There was a steep, brushy embankment coming down to the right side of the fence [at the entrance of the Tate property], so we tossed the extra clothes over the gate and climbed up the slope, dropping to the other side. On my first try, the speed I’d sniffed before we left threw my balance off and I ended up tumbling down to the pavement.
...
One of the many effects of speed is to make the intention or thought of an action and that action itself almost inseparable, as if you leap ahead in time and experience your next move before you actually make it. There in [the Tate] living room on the hill, with Charlie’s instructions ticking through my brain, it was as if time telescoped, until one act tripped over the next in sudden bursts of blinding color and motion.[8]

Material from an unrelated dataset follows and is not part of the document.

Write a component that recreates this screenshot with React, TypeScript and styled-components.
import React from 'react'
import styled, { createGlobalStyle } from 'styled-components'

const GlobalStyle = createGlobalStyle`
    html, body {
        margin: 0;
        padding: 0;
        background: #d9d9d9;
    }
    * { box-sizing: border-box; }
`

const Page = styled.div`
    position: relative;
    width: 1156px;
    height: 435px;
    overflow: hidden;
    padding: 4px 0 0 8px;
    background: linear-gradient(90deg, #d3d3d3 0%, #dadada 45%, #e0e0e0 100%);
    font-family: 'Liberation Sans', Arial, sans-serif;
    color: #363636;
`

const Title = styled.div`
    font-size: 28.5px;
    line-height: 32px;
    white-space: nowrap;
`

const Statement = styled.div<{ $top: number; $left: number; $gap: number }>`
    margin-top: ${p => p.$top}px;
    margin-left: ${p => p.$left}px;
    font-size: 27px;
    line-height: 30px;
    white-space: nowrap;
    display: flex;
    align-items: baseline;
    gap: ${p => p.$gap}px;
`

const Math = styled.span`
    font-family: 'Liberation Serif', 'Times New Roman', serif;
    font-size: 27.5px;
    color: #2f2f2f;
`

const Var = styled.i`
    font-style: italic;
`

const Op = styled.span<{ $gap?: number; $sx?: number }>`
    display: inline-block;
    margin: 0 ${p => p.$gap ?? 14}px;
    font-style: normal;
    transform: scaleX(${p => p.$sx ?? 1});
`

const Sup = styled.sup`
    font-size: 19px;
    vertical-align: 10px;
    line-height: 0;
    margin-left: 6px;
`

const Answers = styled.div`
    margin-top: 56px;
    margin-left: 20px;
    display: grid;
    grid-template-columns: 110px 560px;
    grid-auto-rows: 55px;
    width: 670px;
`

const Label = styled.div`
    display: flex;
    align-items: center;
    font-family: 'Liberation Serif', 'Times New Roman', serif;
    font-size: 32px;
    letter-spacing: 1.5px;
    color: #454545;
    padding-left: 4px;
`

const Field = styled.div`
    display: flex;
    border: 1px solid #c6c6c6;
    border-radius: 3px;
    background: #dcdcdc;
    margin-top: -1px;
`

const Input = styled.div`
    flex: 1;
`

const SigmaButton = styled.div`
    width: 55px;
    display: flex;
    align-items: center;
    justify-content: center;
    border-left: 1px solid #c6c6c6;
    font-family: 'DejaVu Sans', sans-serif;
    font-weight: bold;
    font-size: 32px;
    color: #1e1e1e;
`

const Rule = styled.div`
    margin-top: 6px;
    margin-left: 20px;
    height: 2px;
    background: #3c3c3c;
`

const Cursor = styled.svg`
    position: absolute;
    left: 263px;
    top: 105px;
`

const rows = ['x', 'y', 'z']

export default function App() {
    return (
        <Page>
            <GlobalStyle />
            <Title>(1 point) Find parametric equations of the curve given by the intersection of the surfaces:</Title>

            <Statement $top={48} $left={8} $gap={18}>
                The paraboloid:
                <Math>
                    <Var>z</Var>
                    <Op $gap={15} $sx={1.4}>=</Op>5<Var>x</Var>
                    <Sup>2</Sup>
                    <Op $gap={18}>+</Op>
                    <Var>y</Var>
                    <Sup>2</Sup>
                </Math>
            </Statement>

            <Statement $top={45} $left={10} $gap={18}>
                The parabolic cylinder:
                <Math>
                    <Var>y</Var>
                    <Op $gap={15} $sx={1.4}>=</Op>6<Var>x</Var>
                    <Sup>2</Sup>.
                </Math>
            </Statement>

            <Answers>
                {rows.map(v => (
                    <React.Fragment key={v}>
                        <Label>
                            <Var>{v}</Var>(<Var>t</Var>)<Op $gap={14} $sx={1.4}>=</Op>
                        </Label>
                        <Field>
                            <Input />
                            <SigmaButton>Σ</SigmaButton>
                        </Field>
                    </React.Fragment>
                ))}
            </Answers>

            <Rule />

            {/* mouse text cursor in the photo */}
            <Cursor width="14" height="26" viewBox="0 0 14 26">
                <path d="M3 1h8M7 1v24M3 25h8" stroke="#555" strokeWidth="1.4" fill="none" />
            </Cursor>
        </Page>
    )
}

[B]efore we left [from Spahn Ranch the next night, the night of the LaBianca murders], Charlie gave me a light tab of acid. While people were getting things together, Sadie and I took the opportunity to hit our speed bottle and I gave myself three good snorts in each nostril. I knew now I’d need it for what was to come.[9]

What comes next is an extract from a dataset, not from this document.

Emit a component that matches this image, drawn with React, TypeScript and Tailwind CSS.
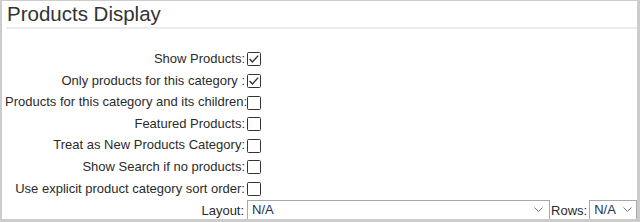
import React from "react";

function Check({ checked }: { checked: boolean }) {
  return (
    <svg width="14" height="14" viewBox="0 0 14 14" className="ml-[2px] mt-[2px] shrink-0">
      <rect x="0.5" y="0.5" width="13" height="13" rx="1" fill="#fff" stroke="#333" strokeWidth="1" />
      {checked && (
        <polyline points="2.6,7 5.4,10 11.2,3.6" fill="none" stroke="#333" strokeWidth="1.4" />
      )}
    </svg>
  );
}

function Chevron() {
  return (
    <svg width="9" height="5" viewBox="0 0 9 5" className="shrink-0">
      <polyline points="0.5,0.5 4.5,4.5 8.5,0.5" fill="none" stroke="#777" strokeWidth="1" />
    </svg>
  );
}

const rows: [string, boolean][] = [
  ["Show Products:", true],
  ["Only products for this category :", true],
  ["Products for this category and its children:", false],
  ["Featured Products:", false],
  ["Treat as New Products Category:", false],
  ["Show Search if no products:", false],
  ["Use explicit product category sort order:", false],
];

export default function App() {
  return (
    <div className="w-[640px] h-[222px] overflow-hidden bg-white border-[#cccccc] border-t border-l-2 border-r-[3px] border-b-[3px] font-['Liberation_Sans',Arial,sans-serif] text-[#2b2b2b]">
      <div className="pl-[5px] pt-[1px]">
        <h1 className="text-[20.5px] leading-[24px] text-[#333]">Products Display</h1>
      </div>
      <div className="ml-[4px] mt-[1px] h-[2px] bg-[#ececec]" />
      <div className="pl-[3px] mt-[18.7px] text-[13px] leading-[15px]">
        {rows.map(([label, checked]) => (
          <div key={label} className="flex items-center h-[21.6px]">
            <div className="w-[240px] text-right whitespace-nowrap">{label}</div>
            <Check checked={checked} />
          </div>
        ))}
        <div className="flex items-start h-[22px] pt-[1px]">
          <div className="w-[240px] text-right whitespace-nowrap pt-[3px]">Layout:</div>
          <div className="ml-[3px] w-[304px] h-[20px] border border-[#a9a9a9] flex items-center pl-[4px] pr-[6px] text-[#223355]">
            <span className="flex-1">N/A</span>
            <Chevron />
          </div>
          <div className="ml-[1px] pt-[3px] whitespace-nowrap">Rows:</div>
          <div className="ml-[2px] w-[48px] h-[20px] border border-[#a9a9a9] flex items-center pl-[4px] pr-[4px] text-[#223355]">
            <span className="flex-1">N/A</span>
            <Chevron />
          </div>
        </div>
      </div>
    </div>
  );
}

In October 1969, before police were aware of any connection between the Manson Family and the Tate-LaBianca murders — before any breakthrough had been made in solving the crimes, and while the Los Angeles Police were not yet connecting the two sets of murders — Los Angeles magazine published an article entitled "The New Violence: An Age of 'Freaky' Crime?" Treating, among other things, the Tate murders, it included this:

[Lt. E. E. Kearney of the Los Angeles Police Department believes] the increasing use of amphetamines, "speed," by kids promises some charming new developments on the social landscape. In the words of Dr. Donald B. Louria of Cornell University (interviewed by Gail Sheehy in New York magazine), speed is a drug "taken solely for kicks by a subculture increasingly populated by thrill-seekers, psychopaths, angry sociopaths and young persons incapable of functioning in society." After a few months of use, observes reporter Sheehy, it leads to "depression, weight loss, sexual deviations and finally paranoid psychosis. Speed simply makes people behave as if they were crazy."[10]

References

  1. ^ Watson, Charles as told to Ray Hoekstra. Will You Die for Me? Cross Roads Publications, 1978. Chapter 6. Retrieved 1 December 2007.

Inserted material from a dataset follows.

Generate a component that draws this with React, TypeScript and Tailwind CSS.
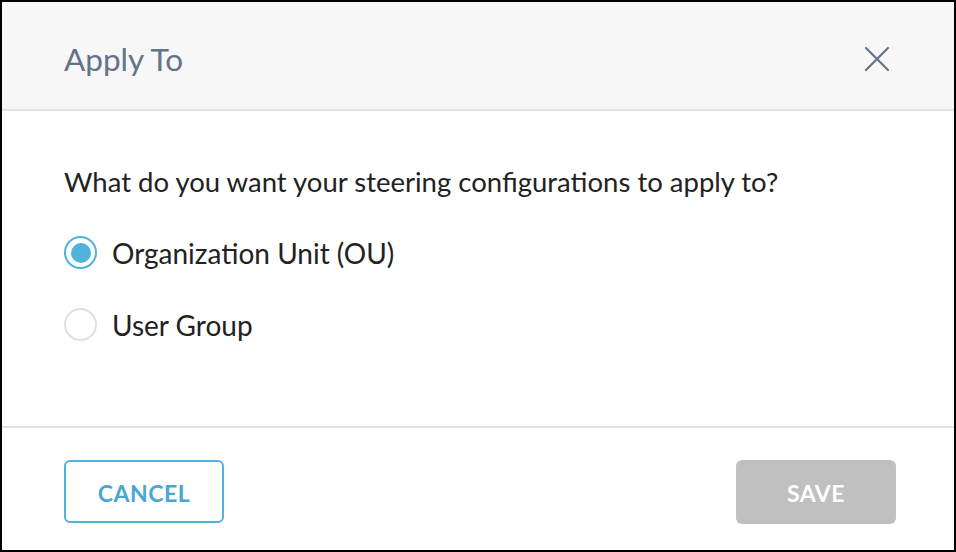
import { useState } from "react";

const options = [
  { id: "ou", label: "Organization Unit (OU)" },
  { id: "group", label: "User Group" },
];

const App = () => {
  const [selected, setSelected] = useState("ou");

  return (
    <div className="w-[956px] h-[552px] border-2 border-black bg-white flex flex-col font-['Lato','Liberation_Sans',sans-serif]">
      <div className="h-[109px] bg-[#f7f7f7] border-b-2 border-[#e2e2e2] flex items-center justify-between pl-[62px] pr-[64px] shrink-0">
        <h2 className="text-[31.5px] leading-[40px] text-[#637389] mt-[6px]">Apply To</h2>
        <button className="text-[#637389] mt-[6px]">
          <svg width="26" height="26" viewBox="0 0 26 26" fill="none" stroke="currentColor" strokeWidth="2.2" strokeLinecap="round">
            <path d="M2 2L24 24M24 2L2 24" />
          </svg>
        </button>
      </div>

      <div className="flex-1 pl-[62px] pt-[56px]">
        <p className="text-[27.5px] text-[#222] leading-[30px]">
          What do you want your steering configurations to apply to?
        </p>
        <div className="mt-[39px] flex flex-col gap-[39px]">
          {options.map((opt) => (
            <label
              key={opt.id}
              className="flex items-center gap-[15px] cursor-pointer"
              onClick={() => setSelected(opt.id)}
            >
              {selected === opt.id ? (
                <span className="w-[33px] h-[33px] rounded-full border-2 border-[#4fb3dc] flex items-center justify-center">
                  <span className="w-[20px] h-[20px] rounded-full bg-[#4fb3dc]" />
                </span>
              ) : (
                <span className="w-[33px] h-[33px] rounded-full border-2 border-[#e0e0e0]" />
              )}
              <span className="text-[28px] text-[#222] leading-[32px]">{opt.label}</span>
            </label>
          ))}
        </div>
      </div>

      <div className="h-[124px] border-t-2 border-[#e2e2e2] flex items-center justify-between pl-[62px] pr-[58px] pt-[5px] shrink-0">
        <button className="w-[160px] h-[63px] rounded-[6px] border-2 border-[#4fb3dc] text-[#4aa6d4] font-bold text-[23px] tracking-[0.5px] pt-[3px]">
          CANCEL
        </button>
        <button className="w-[160px] h-[64px] rounded-[6px] bg-[#c0c0c0] text-white font-bold text-[23px] tracking-[0.5px] pt-[3px]">
          SAVE
        </button>
      </div>
    </div>
  );
};

export default App;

  2. ^ Grand jury testimony of Susan Atkins. Mansonfamilytoday.info.
  3. ^ Trial testimony, Watson. Mansonfamilytoday.info.
  4. ^ Watson, Charles as told to Ray Hoekstra. Will You Die for Me? Cross Roads Publications, 1978. Chapter 14. Retrieved 1 December 2007.
  5. ^ Broughton, Ashley. "Aging Manson 'Family' members long for freedom." CNN. March 30, 2009.
  6. ^ Manson Family Timeline
  7. ^ Watson, Charles as told to Ray Hoekstra, Will You Die for Me? Cross Roads Publications, 1978. Chapter 12. Retrieved July 9, 2009.
  8. ^ Watson, Charles as told to Ray Hoekstra, Will You Die for Me? Cross Roads Publications, 1978. Chapter 14. Retrieved July 9, 2009.
  9. ^ Watson, Charles as told to Ray Hoekstra, Will You Die for Me? Cross Roads Publications, 1978. Chapter 15. Retrieved July 9, 2009.
  10. ^ "The New Violence: An Age of 'Freaky' Crime?" by Myron Roberts, Los Angeles magazine, October 1969. Retrieved July 9, 2009.